Calvinist blogger David Heddle explained it this way:
If Alice does make a choice, she will in fact choose the path for which she is more inclined at that moment, however subtle the difference. All other things being equal, if she chooses the left it is because she prefers shade trees. If she chooses the right, it is because she prefers flowers.
Her choice was determined not by God steering her left or right, but by her own desires and inclinations. ...
Your choices are free because no one makes them for you; nobody steers you left when you really want to go right. You are free to choose according to your heart's desire. There is no external coercion. Yet they are self-determined because you will choose on the basis of your desires. You are not only free to choose according to your hearts desire, you must choose according to your heart's desire. You are a slave to your own heart.
This is why I don't buy C.S. Lewis' claim that if we did not have the ability to do evil, we would not really be free. Simply by how we are made, there are innumerable things we can't do. We can't fly, breathe water, shape-shift, see ultraviolet colors, reproduce asexually, and so on and so on. Likewise, there are a great many desires that we don't have; I don't especially want to remove my own eyeball with a fork, so the fact that I'm not doing that isn't exactly a deliberate free-will decision.

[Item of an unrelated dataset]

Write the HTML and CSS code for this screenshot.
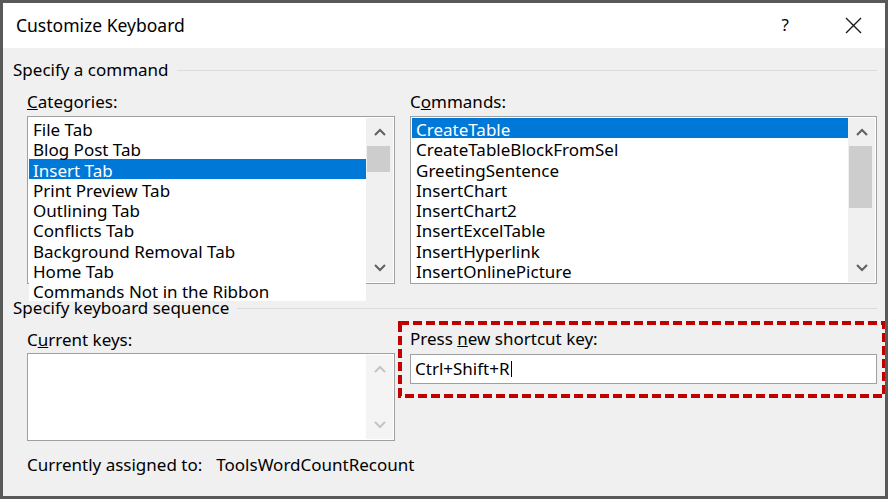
FILE: index.html
```html
<!DOCTYPE html>
<html lang="en">
<head>
    <meta charset="UTF-8">
    <title>Customize Keyboard</title>
    <link rel="stylesheet" href="styles.css">
</head>
<body>
<div class="dialog">

    <!-- Title bar -->
    <div class="titlebar">
        <span class="title">Customize Keyboard</span>
        <span class="help">?</span>
        <svg class="close" width="17" height="17" viewBox="0 0 17 17">
            <path d="M1 1 L16 16 M16 1 L1 16" stroke="#1a1a1a" stroke-width="1.4" fill="none"/>
        </svg>
    </div>

    <div class="content">
        <!-- Specify a command -->
        <div class="group-title">Specify a command</div>
        <div class="columns">
            <div class="col">
                <div class="label"><u>C</u>ategories:</div>
                <div class="listbox">
                    <ul class="items">
                        <li>File Tab</li>
                        <li>Blog Post Tab</li>
                        <li class="selected">Insert Tab</li>
                        <li>Print Preview Tab</li>
                        <li>Outlining Tab</li>
                        <li>Conflicts Tab</li>
                        <li>Background Removal Tab</li>
                        <li>Home Tab</li>
                        <li>Commands Not in the Ribbon</li>
                    </ul>
                    <div class="scrollbar">
                        <div class="arrow up"><svg width="12" height="8" viewBox="0 0 12 8"><path d="M1 7 L6 2 L11 7" stroke="#606060" stroke-width="2" fill="none"/></svg></div>
                        <div class="thumb small"></div>
                        <div class="spacer"></div>
                        <div class="arrow down"><svg width="12" height="8" viewBox="0 0 12 8"><path d="M1 1 L6 6 L11 1" stroke="#606060" stroke-width="2" fill="none"/></svg></div>
                    </div>
                </div>
            </div>
            <div class="col">
                <div class="label">C<u>o</u>mmands:</div>
                <div class="listbox">
                    <ul class="items">
                        <li class="selected">CreateTable</li>
                        <li>CreateTableBlockFromSel</li>
                        <li>GreetingSentence</li>
                        <li>InsertChart</li>
                        <li>InsertChart2</li>
                        <li>InsertExcelTable</li>
                        <li>InsertHyperlink</li>
                        <li>InsertOnlinePicture</li>
                    </ul>
                    <div class="scrollbar">
                        <div class="arrow up"><svg width="12" height="8" viewBox="0 0 12 8"><path d="M1 7 L6 2 L11 7" stroke="#606060" stroke-width="2" fill="none"/></svg></div>
                        <div class="thumb large"></div>
                        <div class="spacer"></div>
                        <div class="arrow down"><svg width="12" height="8" viewBox="0 0 12 8"><path d="M1 1 L6 6 L11 1" stroke="#606060" stroke-width="2" fill="none"/></svg></div>
                    </div>
                </div>
            </div>
        </div>

        <!-- Specify keyboard sequence -->
        <div class="group-title second">Specify keyboard sequence</div>
        <div class="columns keys">
            <div class="col">
                <div class="label">C<u>u</u>rrent keys:</div>
                <div class="keybox">
                    <div class="items"></div>
                    <div class="scrollbar disabled">
                        <div class="arrow up"><svg width="12" height="8" viewBox="0 0 12 8"><path d="M1 7 L6 2 L11 7" stroke="#c4c4c4" stroke-width="2" fill="none"/></svg></div>
                        <div class="spacer"></div>
                        <div class="arrow down"><svg width="12" height="8" viewBox="0 0 12 8"><path d="M1 1 L6 6 L11 1" stroke="#c4c4c4" stroke-width="2" fill="none"/></svg></div>
                    </div>
                </div>
            </div>
            <div class="col shortcut">
                <div class="label">Press <u>n</u>ew shortcut key:</div>
                <div class="input">Ctrl+Shift+R<span class="caret"></span></div>
                <!-- annotation box -->
                <svg class="highlight" width="488" height="77" viewBox="0 0 488 77">
                    <rect x="2" y="2" width="484" height="73" fill="none" stroke="#c00000" stroke-width="4" stroke-dasharray="9 4"/>
                </svg>
            </div>
        </div>

        <div class="assigned">
            <span>Currently assigned to:</span>
            <span class="assigned-value">ToolsWordCountRecount</span>
        </div>
    </div>
</div>
</body>
</html>
```

FILE: styles.css
```css
/* General */
body {
    margin: 0;
    background: #595959;
}

.dialog {
    width: 888px;
    height: 499px;
    box-sizing: border-box;
    border: 3px solid #595959;
    background-color: #f0f0f0;
    font-family: "Noto Sans", "Open Sans", sans-serif;
    font-size: 17px;
    color: #000;
    overflow: hidden;
}

/* Title bar */
.titlebar {
    height: 45px;
    background-color: #fff;
    display: flex;
    align-items: center;
}

.title {
    padding-left: 13px;
    padding-bottom: 2px;
    flex: 1;
    font-size: 17.5px;
}

.help {
    font-size: 17px;
    margin-right: 56px;
    padding-bottom: 2px;
}

.close {
    margin-right: 23px;
}

/* Content */
.content {
    padding: 0 8px 0 10px;
}

.group-title {
    display: flex;
    align-items: center;
    gap: 8px;
    line-height: 20px;
    margin-top: 12px;
}

.group-title::after {
    content: "";
    flex: 1;
    height: 1px;
    background-color: #dcdcdc;
}

.group-title.second {
    margin-top: 14px;
    line-height: 14px;
    padding-top: 3px;
    padding-bottom: 3px;
}

.columns {
    display: grid;
    grid-template-columns: 368px 467px;
    column-gap: 15px;
    padding-left: 14px;
    margin-top: 12px;
}

.label {
    line-height: 20px;
}

/* List boxes */
.listbox, .keybox {
    display: flex;
    box-sizing: border-box;
    height: 168px;
    margin-top: 4px;
    border: 1px solid #a0a0a0;
    background-color: #fff;
    padding: 1px;
}

.items {
    flex: 1;
    list-style: none;
    margin: 0;
    padding: 0;
    align-self: flex-start;
    background-color: #fff;
    position: relative;
}

.items li {
    box-sizing: border-box;
    height: 20.3px;
    padding-top: 3px;
    line-height: 17.3px;
    padding-left: 4px;
    white-space: nowrap;
}

.items li.selected {
    background-color: #0078d7;
    color: #fff;
}

.scrollbar {
    width: 27px;
    display: flex;
    flex-direction: column;
    background-color: #f0f0f0;
}

.arrow {
    height: 28px;
    display: flex;
    align-items: center;
    justify-content: center;
}

.thumb {
    margin: 0 3px 0 1px;
    background-color: #cdcdcd;
}

.thumb.small {
    height: 26px;
}

.thumb.large {
    height: 62px;
}

.spacer {
    flex: 1;
}

/* Keyboard sequence */
.keys {
    margin-top: 12px;
}

.keybox {
    height: 88px;
    margin-top: 3px;
}

.keybox .items {
    align-self: stretch;
}

.scrollbar.disabled {
    background-color: #f4f4f4;
}

.shortcut {
    position: relative;
}

.shortcut .label {
    margin-top: -1px;
}

.input {
    box-sizing: border-box;
    height: 30px;
    margin-top: 5px;
    border: 1px solid #a0a0a0;
    background-color: #fff;
    padding-left: 4px;
    line-height: 28px;
    display: flex;
    align-items: center;
}

.caret {
    display: inline-block;
    width: 1px;
    height: 16px;
    background-color: #000;
    margin-left: 1px;
}

.highlight {
    position: absolute;
    left: -12px;
    top: -9px;
}

.assigned {
    display: flex;
    padding-left: 14px;
    margin-top: 14px;
    line-height: 20px;
}

.assigned-value {
    margin-left: 14px;
}
```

Yet Lewis does not interpret this lack of abilities and desires as making us automatons. That is simply the type of creature that we are.
David is a physicist, so he likes a law-governed universe, and dislikes the idea of things popping out of thin air as much as I do. For him, the Calvinist doctrine of predestination settles the matter. Where I part company with David (and with Calvin, I guess) is at the idea that God has all the power but somehow humanity has all the blame. If God created us, our hearts, and our environment, and we are subject to the laws of determinism like everything else in the universe, then God has no cause to complain about how things turned out. We are what we were made to be. So I side with Fr. Jake on this one: if you're taking a hard line about the sovereignty of God, Ireneus makes more sense than Augustine.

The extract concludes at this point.